The world of professional golf is embroiled in a very messy, very public divorce with hundreds of millions of dollars at stake.
Thursday in London, 17 of the world’s top golfers, including Dustin Johnson and Phil Mickelson, teed off in the first event on the new Saudi-sponsored LIV Golf tour.
Even though 10 of the 17 players had already formally resigned from the PGA tour, commissioner Jay Monahan officially banned all of them from playing in future PGA events moments after the London event began.
LIV players are still eligible to compete in golf’s four major tournaments, which the PGA does not control.
“These players have made their choice for their own financial-based reasons,” Monahan said in a statement. “But they can’t demand the same PGA Tour membership benefits, considerations, opportunities and platform as you. The expectation disrespects you, our fans and our partners.”
LIV Golf quickly responded: “It’s troubling that the tour, an organization dedicated to creating opportunities for golfers to play the game, is the entity blocking golfers from playing.”
Like many divorces, this is about money.
The eight-event LIV tour is being funded by Saudi Arabia’s sovereign wealth fund, which is controlled by members of the Saudi royal family and has about $600 billion in assets. It is offering prize money of $25 million per tournament, dwarfing even the biggest purses on the PGA tour.
It’s also paid massive appearance fees to entice top players to join this new tour. Johnson and Mickelson were reportedly paid $150 million and $200 million before ever hitting a shot.
Fracturing the game
The RBC Canadian Open, one of the oldest stops on the PGA tour with a total purse of $8.7 million, is being held this week in Toronto and is the first PGA event to go head to head with the LIV tour.
(LIV is the Roman numeral 54, referring to the 54 holes that make up tour events as opposed to the 72 on the PGA Tour)
Even before the tournament began, RBC lost its main spokesperson and face of the Canadian Open when Dustin Johnson abruptly bolted to the LIV Tour.
Tournament officials point to a quality field featuring five of the top 10 players in the world and robust ticket sales as evidence that despite LIV’s arrival on the scene, the PGA is stronger than ever.
“You want to watch the best players in the world, especially some of the best young players in the world. They’re here in Canada. They’re here in Toronto,” RBC Canadian Open tournament director Bryan Crawford told CBC.
At the same time, players expressed worry about how this new deep-pocketed tour could change golf’s future.
“Any decision that you make in your life that’s purely for money usually doesn’t end up going the right way,” said four-time major winner Rory McIlroy. “I think it’s a shame that it’s going to fracture the game.”
Canadian golfer Graham DeLaet, who played for more than decade on the PGA tour before recently retiring, says it will be hard for many players to turn their backs on money never seen before in golf.

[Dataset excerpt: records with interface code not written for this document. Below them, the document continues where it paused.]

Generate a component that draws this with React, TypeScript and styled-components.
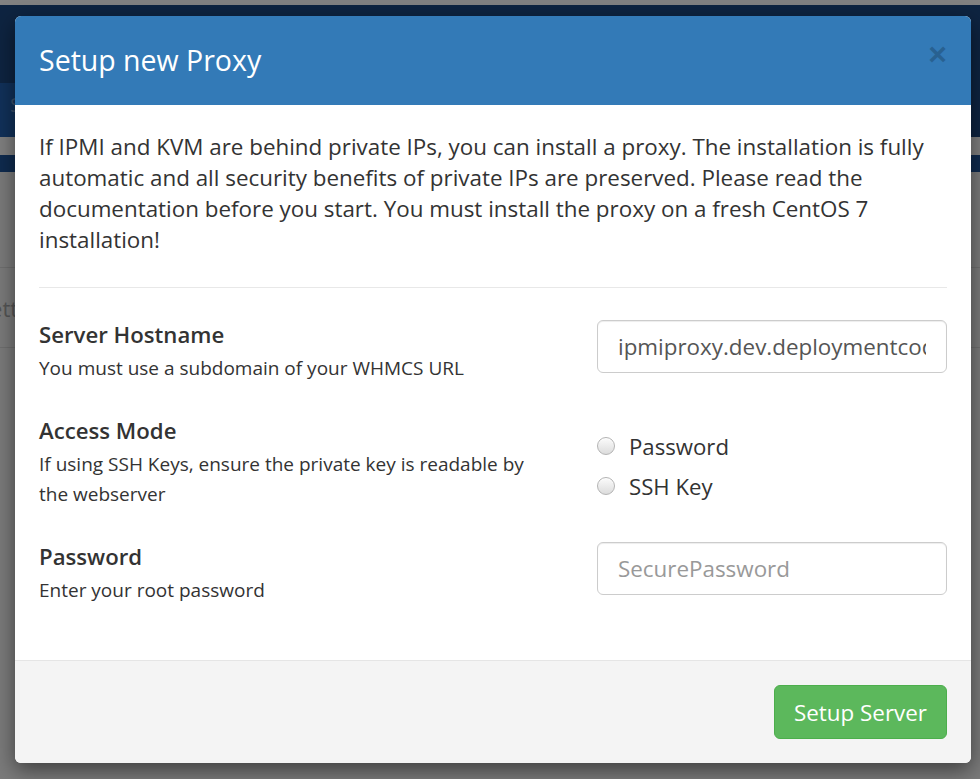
import React from "react";
import styled, { createGlobalStyle } from "styled-components";

const Global = createGlobalStyle`
  html, body { margin: 0; padding: 0; height: 100%; }
  body { font-family: "Open Sans", "Liberation Sans", sans-serif; overflow: hidden; }
  * { box-sizing: border-box; }
`;

const Page = styled.div`
  position: relative;
  width: 980px;
  height: 779px;
  overflow: hidden;
  display: flex;
  flex-direction: column;
  background: #7b7b7b;
`;

const TopStrip = styled.div`
  height: 5px;
  background: #828282;
`;

const NavTop = styled.div`
  height: 78px;
  background: #0e2441;
`;

const SubNav = styled.div`
  height: 54px;
  background: #0e2441;
  display: flex;
`;

const SubNavItem = styled.div`
  width: 60px;
  background: #11315a;
  color: #3a4f6a;
  font-size: 20px;
  padding: 8px 10px;
`;

const GrayBand = styled.div`
  height: 18px;
  background: #808080;
`;

const NavBand = styled.div`
  height: 17px;
  background: #0f2b4f;
`;

const ContentRow = styled.div<{ $h: number; $line?: boolean }>`
  height: ${(p) => p.$h}px;
  border-bottom: ${(p) => (p.$line ? "1px solid #6f6f6f" : "none")};
  color: #555;
  font-size: 22px;
  display: flex;
  align-items: center;
`;

const RowText = styled.span`
  margin-left: -22px;
`;

const Overlay = styled.div`
  position: absolute;
  inset: 0;
  padding: 16px 0 0 15px;
`;

const Modal = styled.div`
  width: 956px;
  background: #fff;
  border-radius: 6px;
  box-shadow: 0 7px 21px rgba(0, 0, 0, 0.5);
  overflow: hidden;
`;

const Header = styled.div`
  height: 89px;
  background: #337ab7;
  padding: 0 24px;
  display: flex;
  align-items: center;
  justify-content: space-between;
`;

const Title = styled.h4`
  margin: 0;
  color: #fff;
  font-size: 28.5px;
  font-weight: 400;
  line-height: 1.1;
`;

const Close = styled.span`
  align-self: flex-start;
  margin-top: 22px;
  margin-right: 0;
  font-size: 32px;
  font-weight: 700;
  line-height: 1;
  color: #000;
  opacity: 0.2;
  font-family: "Liberation Sans", "Open Sans", sans-serif;
`;

const Body = styled.div`
  padding: 26px 24px 55px;
  color: #333;
`;

const Intro = styled.p`
  margin: 0;
  font-size: 22.4px;
  line-height: 31px;
`;

const Rule = styled.hr`
  margin: 32px 0 32px;
  border: 0;
  border-top: 1px solid #e8e8e8;
`;

const Rows = styled.div`
  display: flex;
  flex-direction: column;
  gap: 33px;
`;

const Row = styled.div`
  display: grid;
  grid-template-columns: 512px 350px;
  column-gap: 46px;
  align-items: start;
`;

const LabelBlock = styled.div`
  display: flex;
  flex-direction: column;
`;

const Label = styled.div`
  font-size: 22.2px;
  font-weight: 600;
  line-height: 30px;
  color: #333;
`;

const Help = styled.div`
  margin-top: 3px;
  font-size: 19px;
  line-height: 30px;
  color: #333;
`;

const Input = styled.input`
  width: 100%;
  height: 53px;
  padding: 0 20px;
  border: 1px solid #cccccc;
  border-radius: 6px;
  box-shadow: inset 0 1px 1px rgba(0, 0, 0, 0.075);
  font-family: "Open Sans", "Liberation Sans", sans-serif;
  font-size: 22.4px;
  color: #555;
  background: #fff;
  outline: none;
  &::placeholder { color: #999; }
`;

const RadioList = styled.div`
  display: flex;
  flex-direction: column;
  gap: 6px;
  padding-top: 13px;
`;

const RadioItem = styled.label`
  height: 34px;
  display: flex;
  align-items: center;
  gap: 14px;
  font-size: 22.2px;
  color: #333;
`;

const RadioDot = styled.span`
  width: 18px;
  height: 18px;
  border-radius: 50%;
  border: 1px solid #b3b3b3;
  background: linear-gradient(#fbfbfb, #dcdcdc);
  box-shadow: inset 0 1px 0 rgba(255, 255, 255, 0.8);
  flex: none;
`;

const Footer = styled.div`
  background: #f4f4f4;
  border-top: 1px solid #e5e5e5;
  padding: 24px 24px 24px;
  display: flex;
  justify-content: flex-end;
`;

const Button = styled.button`
  height: 54px;
  width: 173px;
  background: #5cb85c;
  border: 1px solid #4cae4c;
  border-radius: 6px;
  color: #fff;
  font-family: "Open Sans", "Liberation Sans", sans-serif;
  font-size: 22.4px;
  font-weight: 400;
  padding: 0;
`;

export default function App() {
  return (
    <>
      <Global />
      <Page>
        <TopStrip />
        <NavTop />
        <SubNav>
          <SubNavItem>S</SubNavItem>
        </SubNav>
        <GrayBand />
        <NavBand />
        <ContentRow $h={96} $line />
        <ContentRow $h={80} $line>
          <RowText>Settings</RowText>
        </ContentRow>
        <ContentRow $h={80} />
        <Overlay>
          <Modal>
            <Header>
              <Title>Setup new Proxy</Title>
              <Close>×</Close>
            </Header>
            <Body>
              <Intro>
                If IPMI and KVM are behind private IPs, you can install a proxy. The installation is
                fully automatic and all security benefits of private IPs are preserved. Please read
                the documentation before you start. You must install the proxy on a fresh CentOS 7
                installation!
              </Intro>
              <Rule />
              <Rows>
                <Row>
                  <LabelBlock>
                    <Label>Server Hostname</Label>
                    <Help>You must use a subdomain of your WHMCS URL</Help>
                  </LabelBlock>
                  <Input readOnly value="ipmiproxy.dev.deploymentcode.com" />
                </Row>
                <Row>
                  <LabelBlock>
                    <Label>Access Mode</Label>
                    <Help>If using SSH Keys, ensure the private key is readable by the webserver</Help>
                  </LabelBlock>
                  <RadioList>
                    <RadioItem>
                      <RadioDot />
                      Password
                    </RadioItem>
                    <RadioItem>
                      <RadioDot />
                      SSH Key
                    </RadioItem>
                  </RadioList>
                </Row>
                <Row>
                  <LabelBlock>
                    <Label>Password</Label>
                    <Help>Enter your root password</Help>
                  </LabelBlock>
                  <Input readOnly placeholder="SecurePassword" />
                </Row>
              </Rows>
            </Body>
            <Footer>
              <Button>Setup Server</Button>
            </Footer>
          </Modal>
        </Overlay>
      </Page>
    </>
  );
}
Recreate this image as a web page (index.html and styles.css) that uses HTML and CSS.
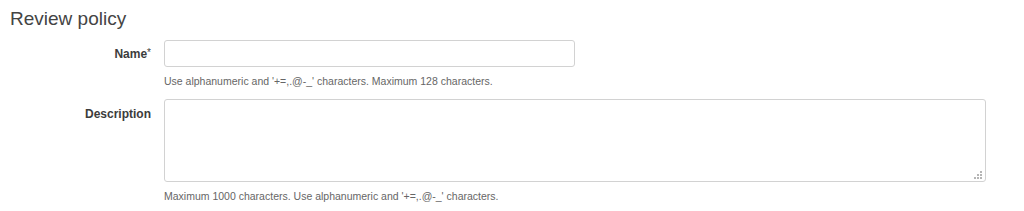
FILE: index.html
```html
<!DOCTYPE html>
<html lang="en">
<head>
  <meta charset="UTF-8">
  <title>Review policy</title>
  <link rel="stylesheet" href="styles.css">
</head>
<body>
<h2 class="page-title">Review policy</h2>

<form class="policy-form">
  <div class="form-row">
    <label class="form-label" for="policy-name">Name<span class="req">*</span></label>
    <div class="form-field">
      <input type="text" id="policy-name" class="text-input name-input">
      <p class="help-text">Use alphanumeric and '+=,.@-_' characters. Maximum 128 characters.</p>
    </div>
  </div>

  <div class="form-row">
    <label class="form-label desc-label" for="policy-desc">Description</label>
    <div class="form-field">
      <div class="textarea-wrap">
        <textarea id="policy-desc" class="text-input desc-input"></textarea>
        <svg class="grip" width="9" height="9" viewBox="0 0 9 9">
          <rect x="6" y="0" width="2" height="2" fill="#b5b5b5"/>
          <rect x="3" y="3" width="2" height="2" fill="#b5b5b5"/>
          <rect x="6" y="3" width="2" height="2" fill="#b5b5b5"/>
          <rect x="0" y="6" width="2" height="2" fill="#b5b5b5"/>
          <rect x="3" y="6" width="2" height="2" fill="#b5b5b5"/>
          <rect x="6" y="6" width="2" height="2" fill="#b5b5b5"/>
        </svg>
      </div>
      <p class="help-text">Maximum 1000 characters. Use alphanumeric and '+=,.@-_' characters.</p>
    </div>
  </div>
</form>
</body>
</html>
```

FILE: styles.css
```css
body {
  margin: 0;
  padding: 7px 0 0 10px;
  font-family: "Liberation Sans", Arial, sans-serif;
  background: #fff;
  color: #444;
}

.page-title {
  margin: 0;
  font-size: 19px;
  font-weight: normal;
  line-height: 24px;
  color: #444;
}

.policy-form {
  margin-top: 9px;
}

.form-row {
  display: flex;
  gap: 13px;
  margin-bottom: 11px;
}

.form-label {
  width: 141px;
  flex: none;
  text-align: right;
  font-size: 12px;
  font-weight: bold;
  line-height: 14px;
  padding-top: 7px;
  color: #3c3c3c;
}

.desc-label {
  padding-top: 8px;
}

.req {
  font-size: 10px;
  font-weight: normal;
  vertical-align: top;
  position: relative;
  top: -1px;
}

.form-field {
  display: flex;
  flex-direction: column;
}

.text-input {
  box-sizing: border-box;
  margin: 0;
  border: 1px solid #d2d2d2;
  border-radius: 3px;
  background: #fff;
  font-family: inherit;
  font-size: 12px;
  display: block;
}

.name-input {
  width: 411px;
  height: 27px;
}

.textarea-wrap {
  position: relative;
}

.desc-input {
  width: 822px;
  height: 83px;
  resize: none;
}

.grip {
  position: absolute;
  right: 3px;
  bottom: 2px;
}

.help-text {
  margin: 7px 0 0;
  font-size: 10.5px;
  line-height: 14px;
  color: #666;
}
```
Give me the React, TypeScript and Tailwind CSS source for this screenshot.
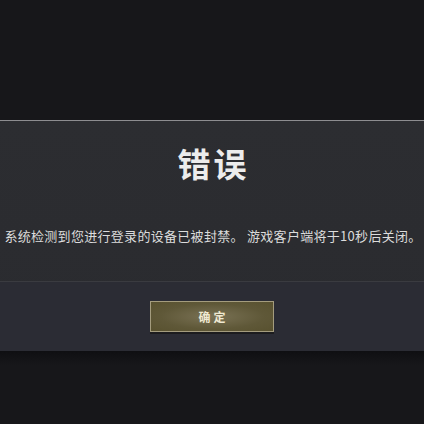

“There’s a lot of ethical and moral questions regarding where the money is coming from but guys make their own decisions and,when that cheque is dangled in front of your eyes, I mean it makes things a little more difficult,” DeLaet told CBC.
As DeLaet points out, this story is about more than just money and golf. It’s also about politics.
There has been a renewed focus on Saudi regime backing the upstart LIV tour and its atrocious human rights record including, most recently, the murder of Washington Post journalist Jamal Khashoggi in 2018.
WATCH | LIV Golf’s big money has lured top golfers away from PGA tour:
Golf vs. politics
In the days leading up to the London event, players like Mickelson did their best to keep the worlds of golf and politics separate.
“I’m certainly aware of what happened with Jamal Khashoggi and I think it’s terrible,” Mickelson said. “I’ve also seen the good that the game of golf has done throughout history, and I believe that LIV Golf is going to do a lot of good.”
Fellow LIV player Graheme McDowell rejected the notion that by participating in the Saudi backed tour, he was normalizing or excusing the regime’s atrocities.
“I think as golfers, if we tried to cure geopolitical situations in every country in the world that we play golf in, we wouldn’t play a lot of golf,” he said.
Still, some contend that for golfers, many who have made a fortune playing the game, this should be about more than the money being dangled by the LIV Tour.
Cheri Bradish, a sport marketing professor at Toronto Metropolitan University, argues that the golfers who so far have rejected LIV’s overtures may be the ultimate winners in this just-beginning battle.
“If you want to think about keeping your partners, doing your speaking gigs and still having relationships commercially and people will argue with $150 million, you don’t need those,” Bradish said.
“But you want to believe in this society. that sports figures will understand that they can and could and should do very good things with the platform that they have.”